Turizmi etkileyebilecek birçok kriz türü var. Jeolojik ve aşırı hava olayları dahil olmak üzere insan kaynaklı iklim değişikliği ve ormansızlaşma, su tedariki, sel, toprak kaymalarını kapsayan çevresel krizler, toplumsal ayaklanma, isyanlar, suç dalgaları, terör eylemleri, insan hakları ihlalleri dahil olmak üzere darbeler, savaşlar, çekişmeli seçimleri kapsayan sosyal ve politik krizler (An itibari ile yaşadığımız Rusya-Ukrayna politik krizi), insanları veya hayvanları etkileyen hastalıklar, salgınları kapsayan sağlık krizleri (2020 den beri süregelen Covid-19 Salgını), ulaşım kazaları ve bilgi teknolojileri sistem arızalarını kapsayan, büyük çaplı enerji kesintileri (Isparta), nükleer kazalar teknolojik krizler, büyük kur dalgalanmaları, devalüasyon ve finansal krizleri kapsayan ekonomik krizler, trafik kazaları, soygun, boğulma kamusal alanda turistleri etkileyen kazalar, Yangınlar (Manavgat, Marmaris, Bodrum yangınları), yaralanmalar, gıda zehirlenmesi, farklı müşteri grupları arasında düşmanlık, kurum içi bilgi teknoloji sistemlerinin arızalanmasını kapsayan tek bir işletme içindeki kazalar veya olay krizleri olarak kategorilere ayrılmaktadır.
Sanki yaşamadığımız kriz yok gibi?
Bazılarını aynı anda yaşadık. Kimilerinden önemli öğretiler kazandık. Çoğundan ise öğrenmedik. Aynı süreçleri tekrar tekrar yaşadık.
Elde ettiğimiz öğretilerimizi yeni krizlerde uygulayabilme becerilerimizi daha çok geliştirmeliyiz. Yani kriz öğretilerimizi sürdürmek. O meşhur kelime yine kaşımıza çıkıyor. Adını dilimize pelesenk ettiğimiz “Sürdürülebilir.......... yönetimi “.

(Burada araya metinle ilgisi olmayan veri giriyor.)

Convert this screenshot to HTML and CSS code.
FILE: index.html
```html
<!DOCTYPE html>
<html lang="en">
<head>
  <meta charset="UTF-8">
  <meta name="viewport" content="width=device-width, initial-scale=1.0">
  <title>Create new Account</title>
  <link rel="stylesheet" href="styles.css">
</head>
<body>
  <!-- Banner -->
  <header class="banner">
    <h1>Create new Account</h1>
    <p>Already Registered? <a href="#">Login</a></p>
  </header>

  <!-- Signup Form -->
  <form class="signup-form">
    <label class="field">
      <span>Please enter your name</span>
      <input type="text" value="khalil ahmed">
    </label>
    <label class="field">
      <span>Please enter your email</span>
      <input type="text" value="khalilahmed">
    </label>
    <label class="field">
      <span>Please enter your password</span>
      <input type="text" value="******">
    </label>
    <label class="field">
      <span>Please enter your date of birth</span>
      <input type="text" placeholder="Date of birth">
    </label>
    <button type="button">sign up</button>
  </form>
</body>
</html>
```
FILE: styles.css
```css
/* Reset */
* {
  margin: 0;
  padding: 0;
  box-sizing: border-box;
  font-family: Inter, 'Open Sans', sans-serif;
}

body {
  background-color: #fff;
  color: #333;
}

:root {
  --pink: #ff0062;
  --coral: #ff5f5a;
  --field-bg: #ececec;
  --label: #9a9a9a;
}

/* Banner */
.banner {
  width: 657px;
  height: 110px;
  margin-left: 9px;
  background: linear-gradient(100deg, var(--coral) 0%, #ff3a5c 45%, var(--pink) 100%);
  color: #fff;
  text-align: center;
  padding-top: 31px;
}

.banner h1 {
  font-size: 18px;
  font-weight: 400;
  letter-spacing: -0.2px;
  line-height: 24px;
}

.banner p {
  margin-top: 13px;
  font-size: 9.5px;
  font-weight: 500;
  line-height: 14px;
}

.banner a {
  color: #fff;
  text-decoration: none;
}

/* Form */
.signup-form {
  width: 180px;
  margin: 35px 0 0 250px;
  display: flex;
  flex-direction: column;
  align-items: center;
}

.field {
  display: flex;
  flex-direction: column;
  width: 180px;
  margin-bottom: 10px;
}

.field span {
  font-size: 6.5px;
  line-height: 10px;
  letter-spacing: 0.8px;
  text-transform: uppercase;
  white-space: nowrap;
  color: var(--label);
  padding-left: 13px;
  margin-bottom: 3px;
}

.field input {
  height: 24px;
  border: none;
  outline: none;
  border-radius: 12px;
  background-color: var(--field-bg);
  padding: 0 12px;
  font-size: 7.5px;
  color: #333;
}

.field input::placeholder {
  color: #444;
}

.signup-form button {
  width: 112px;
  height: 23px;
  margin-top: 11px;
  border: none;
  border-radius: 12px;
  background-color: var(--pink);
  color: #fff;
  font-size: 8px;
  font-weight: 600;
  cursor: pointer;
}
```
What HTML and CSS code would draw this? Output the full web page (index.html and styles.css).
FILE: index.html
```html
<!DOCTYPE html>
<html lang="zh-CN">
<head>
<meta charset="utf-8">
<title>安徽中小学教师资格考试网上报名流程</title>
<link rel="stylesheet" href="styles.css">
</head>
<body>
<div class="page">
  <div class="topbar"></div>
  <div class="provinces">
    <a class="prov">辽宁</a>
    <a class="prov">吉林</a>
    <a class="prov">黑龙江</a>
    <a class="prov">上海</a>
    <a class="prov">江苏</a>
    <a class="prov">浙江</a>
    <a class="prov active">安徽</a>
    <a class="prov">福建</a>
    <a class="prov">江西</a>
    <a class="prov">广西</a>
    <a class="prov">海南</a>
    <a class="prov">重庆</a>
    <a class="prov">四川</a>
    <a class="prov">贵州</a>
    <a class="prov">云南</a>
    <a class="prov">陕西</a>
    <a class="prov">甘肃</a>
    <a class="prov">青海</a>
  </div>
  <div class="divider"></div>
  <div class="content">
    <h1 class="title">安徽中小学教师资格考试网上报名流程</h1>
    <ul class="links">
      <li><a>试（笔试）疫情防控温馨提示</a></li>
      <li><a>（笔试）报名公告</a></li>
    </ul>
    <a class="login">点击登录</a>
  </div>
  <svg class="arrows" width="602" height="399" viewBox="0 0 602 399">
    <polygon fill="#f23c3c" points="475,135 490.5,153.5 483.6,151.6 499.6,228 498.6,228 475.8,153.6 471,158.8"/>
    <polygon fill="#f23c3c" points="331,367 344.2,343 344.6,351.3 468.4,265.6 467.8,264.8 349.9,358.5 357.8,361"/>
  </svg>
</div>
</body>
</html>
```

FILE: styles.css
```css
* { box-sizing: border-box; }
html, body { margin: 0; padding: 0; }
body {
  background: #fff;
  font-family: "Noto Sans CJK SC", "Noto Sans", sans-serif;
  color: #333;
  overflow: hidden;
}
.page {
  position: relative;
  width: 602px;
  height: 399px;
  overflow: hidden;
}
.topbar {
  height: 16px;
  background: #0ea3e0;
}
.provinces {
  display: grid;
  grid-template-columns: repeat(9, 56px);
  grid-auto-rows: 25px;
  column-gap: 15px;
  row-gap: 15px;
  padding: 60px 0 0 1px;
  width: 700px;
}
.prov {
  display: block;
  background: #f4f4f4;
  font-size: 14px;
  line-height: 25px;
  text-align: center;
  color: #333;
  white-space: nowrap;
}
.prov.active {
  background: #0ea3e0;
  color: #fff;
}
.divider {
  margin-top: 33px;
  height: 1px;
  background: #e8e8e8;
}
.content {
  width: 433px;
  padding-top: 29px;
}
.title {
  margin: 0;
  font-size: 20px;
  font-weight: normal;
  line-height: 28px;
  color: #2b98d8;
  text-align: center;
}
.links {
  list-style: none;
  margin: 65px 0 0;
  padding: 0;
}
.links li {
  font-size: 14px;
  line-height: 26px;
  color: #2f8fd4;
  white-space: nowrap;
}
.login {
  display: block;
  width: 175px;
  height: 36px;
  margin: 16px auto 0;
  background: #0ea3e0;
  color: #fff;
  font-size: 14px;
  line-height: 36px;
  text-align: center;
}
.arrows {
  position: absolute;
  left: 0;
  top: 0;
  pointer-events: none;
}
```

Bir işletmenin, sektörün ya da ülkenin her alanda sürdürülebilirliği sağlaması önemli. Kriz yönetiminde sürdürülebilirlik olabilir mi? Olması, kendi risklerini hesaplayabilmesi, farklı kriz türlerine göre senaryo planlarının yapılmasını sağlayabilmesi açısından olabileceğini düşünüyorum. Özelikle uzun süreli krizler öncesinde krizin dinamiklerini, etkilerini ve sonuçlarını yüksek öngörü ile belirlemeli, süreçleri sürdürmeliyiz.
Kapımızdaki Rusya-Ukrayna politik krizi ülkemizi ve sektörümüzü dolaylı ya da doğrudan etkileyecektir. Bu ve benzeri politik krizler öngörülebilir miydi? 1774 yılında Osmanlı İmparatorluğu ile ilişiği kesilen Kırımın tarihini ve o dönemden Kırım'ın Rusya Federasyonu ile birleşme süreci 2014 ve sonrası süreçlerini izlediğinizde bazı öngörüler çıkarılabilmek mümkün. Bunun yanı sıra Sovyetler Birliği'nin dağılma sürecini ve Sovyet coğrafyasını idrak etmiş olmak öngörülerimizi artırabilir.
Yine sorular sorular...
Acaba büyük bir risk alıp kriz üreten sorunlu turizm pazarlarından vazgeçmeli miyiz sorusunu sormanın tam zamanı?
Sağlık krizlerine, ekonomik-politik krizlere daha dayanıklı, ekolojik, doğal kaynakları daha az tüketen sürdürülebilir turizm pazarlarına yönelmenin zamanı geldi geçiyor
Kriz içinde kriz yaşarken “azın bazen çok” olduğunu da akılda tutalım.